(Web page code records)
-------------------------

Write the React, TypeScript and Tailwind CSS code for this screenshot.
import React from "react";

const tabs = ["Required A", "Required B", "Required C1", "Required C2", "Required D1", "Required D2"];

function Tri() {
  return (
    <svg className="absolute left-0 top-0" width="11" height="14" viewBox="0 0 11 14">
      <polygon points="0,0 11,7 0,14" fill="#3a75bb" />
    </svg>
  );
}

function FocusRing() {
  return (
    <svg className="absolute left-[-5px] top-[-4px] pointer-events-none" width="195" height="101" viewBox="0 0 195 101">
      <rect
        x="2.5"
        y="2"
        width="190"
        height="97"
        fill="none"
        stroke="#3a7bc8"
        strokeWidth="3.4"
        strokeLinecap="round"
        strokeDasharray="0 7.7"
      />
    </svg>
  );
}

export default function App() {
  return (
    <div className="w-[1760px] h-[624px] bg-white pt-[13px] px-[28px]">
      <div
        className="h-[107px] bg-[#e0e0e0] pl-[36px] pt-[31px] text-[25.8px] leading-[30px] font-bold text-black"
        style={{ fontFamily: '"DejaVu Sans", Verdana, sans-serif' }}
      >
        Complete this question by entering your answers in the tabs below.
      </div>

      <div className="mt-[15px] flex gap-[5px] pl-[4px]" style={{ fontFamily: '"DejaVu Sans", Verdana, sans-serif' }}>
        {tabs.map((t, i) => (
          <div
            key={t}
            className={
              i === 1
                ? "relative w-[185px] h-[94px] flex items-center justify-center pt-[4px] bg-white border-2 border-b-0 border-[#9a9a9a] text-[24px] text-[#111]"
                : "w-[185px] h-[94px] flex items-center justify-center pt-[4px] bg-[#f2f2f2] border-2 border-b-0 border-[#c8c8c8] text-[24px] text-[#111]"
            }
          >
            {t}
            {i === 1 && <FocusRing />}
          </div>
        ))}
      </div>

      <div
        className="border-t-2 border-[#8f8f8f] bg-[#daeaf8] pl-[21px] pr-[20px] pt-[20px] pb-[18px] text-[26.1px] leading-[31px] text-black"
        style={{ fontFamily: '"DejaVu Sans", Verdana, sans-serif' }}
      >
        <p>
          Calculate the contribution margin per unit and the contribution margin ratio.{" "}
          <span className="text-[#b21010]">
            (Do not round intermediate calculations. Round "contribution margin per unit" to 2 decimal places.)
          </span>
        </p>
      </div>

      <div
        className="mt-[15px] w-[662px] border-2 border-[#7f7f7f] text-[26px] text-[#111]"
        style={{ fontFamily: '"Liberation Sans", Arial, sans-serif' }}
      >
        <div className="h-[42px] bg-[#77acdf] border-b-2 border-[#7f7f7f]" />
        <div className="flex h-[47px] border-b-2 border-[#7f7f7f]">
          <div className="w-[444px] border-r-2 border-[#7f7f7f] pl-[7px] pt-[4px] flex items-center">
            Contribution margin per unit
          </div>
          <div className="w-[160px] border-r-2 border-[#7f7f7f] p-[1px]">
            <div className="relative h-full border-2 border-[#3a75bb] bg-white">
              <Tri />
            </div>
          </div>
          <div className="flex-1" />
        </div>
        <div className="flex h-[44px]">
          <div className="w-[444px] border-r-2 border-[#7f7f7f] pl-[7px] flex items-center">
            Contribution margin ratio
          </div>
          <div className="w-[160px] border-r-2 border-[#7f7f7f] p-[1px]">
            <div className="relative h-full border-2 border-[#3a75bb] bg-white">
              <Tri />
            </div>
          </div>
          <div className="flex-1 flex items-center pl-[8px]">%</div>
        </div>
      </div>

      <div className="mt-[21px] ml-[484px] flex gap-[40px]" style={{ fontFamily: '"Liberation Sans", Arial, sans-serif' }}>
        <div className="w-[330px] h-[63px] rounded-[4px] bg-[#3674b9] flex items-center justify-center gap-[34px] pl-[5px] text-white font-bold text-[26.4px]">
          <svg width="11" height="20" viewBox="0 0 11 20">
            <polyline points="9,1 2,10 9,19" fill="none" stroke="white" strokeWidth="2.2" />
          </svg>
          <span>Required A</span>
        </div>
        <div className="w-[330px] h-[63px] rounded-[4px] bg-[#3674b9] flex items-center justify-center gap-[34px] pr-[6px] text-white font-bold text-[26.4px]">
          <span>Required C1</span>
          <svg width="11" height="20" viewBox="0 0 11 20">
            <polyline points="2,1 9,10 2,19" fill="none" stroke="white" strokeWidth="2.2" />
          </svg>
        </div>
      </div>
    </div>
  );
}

-------------------------

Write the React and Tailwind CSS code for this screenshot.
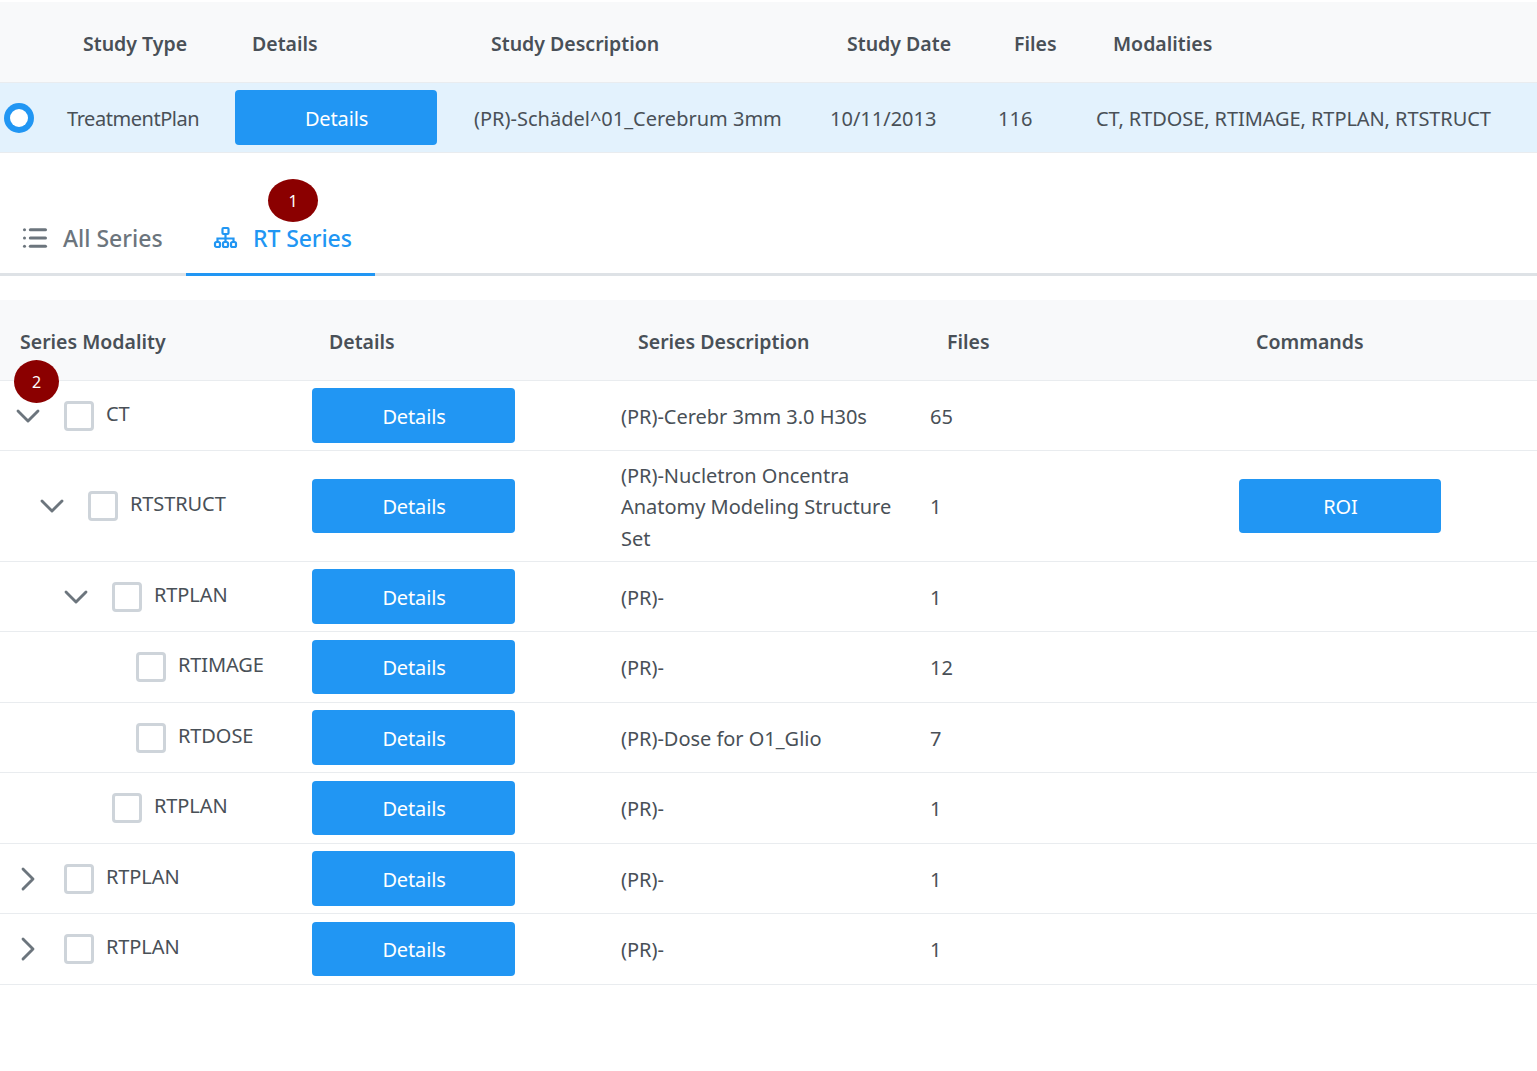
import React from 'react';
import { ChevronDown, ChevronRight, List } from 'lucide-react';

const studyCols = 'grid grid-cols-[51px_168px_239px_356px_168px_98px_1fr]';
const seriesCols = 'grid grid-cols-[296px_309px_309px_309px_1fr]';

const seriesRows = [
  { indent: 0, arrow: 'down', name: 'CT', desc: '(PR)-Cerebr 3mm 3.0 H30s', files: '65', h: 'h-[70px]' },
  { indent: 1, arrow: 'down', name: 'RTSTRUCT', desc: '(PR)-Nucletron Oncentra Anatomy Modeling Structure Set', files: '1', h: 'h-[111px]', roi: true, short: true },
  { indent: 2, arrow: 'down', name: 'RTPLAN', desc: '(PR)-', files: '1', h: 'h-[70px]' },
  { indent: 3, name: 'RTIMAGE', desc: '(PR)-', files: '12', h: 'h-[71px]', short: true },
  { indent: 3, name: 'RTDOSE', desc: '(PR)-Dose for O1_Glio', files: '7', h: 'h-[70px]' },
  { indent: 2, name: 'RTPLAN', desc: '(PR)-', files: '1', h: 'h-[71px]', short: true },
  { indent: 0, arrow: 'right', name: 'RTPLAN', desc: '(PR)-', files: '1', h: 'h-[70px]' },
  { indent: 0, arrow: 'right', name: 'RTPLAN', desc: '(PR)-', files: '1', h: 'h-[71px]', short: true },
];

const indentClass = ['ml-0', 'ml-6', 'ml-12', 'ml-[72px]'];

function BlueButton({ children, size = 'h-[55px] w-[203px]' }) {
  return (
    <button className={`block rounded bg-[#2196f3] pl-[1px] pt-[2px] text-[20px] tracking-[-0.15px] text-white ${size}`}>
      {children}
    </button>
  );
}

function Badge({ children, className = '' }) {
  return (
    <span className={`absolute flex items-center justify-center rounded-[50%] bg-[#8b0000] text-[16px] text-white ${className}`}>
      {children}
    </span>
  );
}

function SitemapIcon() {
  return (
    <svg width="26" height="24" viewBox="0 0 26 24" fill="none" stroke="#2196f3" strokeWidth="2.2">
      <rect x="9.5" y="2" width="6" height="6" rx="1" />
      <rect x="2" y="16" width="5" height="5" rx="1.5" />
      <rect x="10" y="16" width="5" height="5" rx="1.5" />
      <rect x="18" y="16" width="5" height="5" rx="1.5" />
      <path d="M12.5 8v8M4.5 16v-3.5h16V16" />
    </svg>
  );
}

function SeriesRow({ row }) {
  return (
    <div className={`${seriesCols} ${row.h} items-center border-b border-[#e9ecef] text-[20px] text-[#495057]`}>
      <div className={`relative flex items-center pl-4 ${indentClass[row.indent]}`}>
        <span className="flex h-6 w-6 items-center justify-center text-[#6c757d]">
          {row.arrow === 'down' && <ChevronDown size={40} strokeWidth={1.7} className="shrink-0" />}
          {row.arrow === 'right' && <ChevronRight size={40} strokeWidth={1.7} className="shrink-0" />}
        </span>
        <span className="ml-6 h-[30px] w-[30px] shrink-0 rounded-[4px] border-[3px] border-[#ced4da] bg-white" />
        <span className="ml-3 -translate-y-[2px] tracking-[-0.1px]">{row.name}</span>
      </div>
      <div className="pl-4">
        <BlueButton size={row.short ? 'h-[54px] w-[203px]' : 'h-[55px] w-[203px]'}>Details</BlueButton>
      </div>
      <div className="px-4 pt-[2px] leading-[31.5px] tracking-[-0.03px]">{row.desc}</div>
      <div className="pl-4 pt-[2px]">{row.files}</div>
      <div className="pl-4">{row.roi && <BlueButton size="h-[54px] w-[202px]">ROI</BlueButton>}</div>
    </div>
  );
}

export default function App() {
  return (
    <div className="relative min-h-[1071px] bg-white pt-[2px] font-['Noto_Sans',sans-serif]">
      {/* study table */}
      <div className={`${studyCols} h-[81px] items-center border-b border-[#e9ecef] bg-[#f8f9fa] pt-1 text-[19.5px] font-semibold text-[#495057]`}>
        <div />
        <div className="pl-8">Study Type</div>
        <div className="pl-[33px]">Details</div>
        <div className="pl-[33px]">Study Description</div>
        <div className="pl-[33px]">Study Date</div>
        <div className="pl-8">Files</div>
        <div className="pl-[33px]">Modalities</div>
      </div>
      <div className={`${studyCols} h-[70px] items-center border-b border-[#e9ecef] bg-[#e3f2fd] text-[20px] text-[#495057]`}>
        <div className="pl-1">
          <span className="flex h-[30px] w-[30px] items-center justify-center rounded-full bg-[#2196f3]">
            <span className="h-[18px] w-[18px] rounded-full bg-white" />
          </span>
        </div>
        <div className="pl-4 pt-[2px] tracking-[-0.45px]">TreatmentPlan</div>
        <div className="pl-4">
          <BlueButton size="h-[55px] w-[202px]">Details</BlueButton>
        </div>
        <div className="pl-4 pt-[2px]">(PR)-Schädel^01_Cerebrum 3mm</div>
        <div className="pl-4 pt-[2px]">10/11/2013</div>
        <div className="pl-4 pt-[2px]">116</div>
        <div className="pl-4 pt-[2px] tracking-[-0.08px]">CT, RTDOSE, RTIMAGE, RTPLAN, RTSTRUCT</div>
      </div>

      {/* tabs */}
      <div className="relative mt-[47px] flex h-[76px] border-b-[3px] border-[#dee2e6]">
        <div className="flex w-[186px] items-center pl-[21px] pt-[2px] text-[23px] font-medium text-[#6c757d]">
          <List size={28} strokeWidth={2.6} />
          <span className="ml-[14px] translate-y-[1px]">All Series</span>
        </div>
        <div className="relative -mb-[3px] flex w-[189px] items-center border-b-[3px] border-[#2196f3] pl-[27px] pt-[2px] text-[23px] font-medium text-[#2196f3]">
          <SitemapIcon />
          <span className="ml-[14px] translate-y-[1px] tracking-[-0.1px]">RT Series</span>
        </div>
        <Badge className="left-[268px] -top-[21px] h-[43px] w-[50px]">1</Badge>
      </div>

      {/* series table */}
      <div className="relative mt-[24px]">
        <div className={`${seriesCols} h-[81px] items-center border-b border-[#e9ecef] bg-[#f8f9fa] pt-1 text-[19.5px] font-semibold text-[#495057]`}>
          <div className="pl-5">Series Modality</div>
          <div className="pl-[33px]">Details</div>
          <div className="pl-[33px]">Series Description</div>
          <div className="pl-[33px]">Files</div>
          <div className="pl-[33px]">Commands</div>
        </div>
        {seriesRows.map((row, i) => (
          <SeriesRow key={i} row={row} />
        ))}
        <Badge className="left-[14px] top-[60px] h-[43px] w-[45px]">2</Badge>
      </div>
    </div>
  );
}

-------------------------

Look above and copy only the lines from the one holding "Write the React and" to the one holding "const seriesCols = 'grid", both included, exactly, minus the pictures.

Write the React and Tailwind CSS code for this screenshot.
import React from 'react';
import { ChevronDown, ChevronRight, List } from 'lucide-react';

const studyCols = 'grid grid-cols-[51px_168px_239px_356px_168px_98px_1fr]';
const seriesCols = 'grid grid-cols-[296px_309px_309px_309px_1fr]';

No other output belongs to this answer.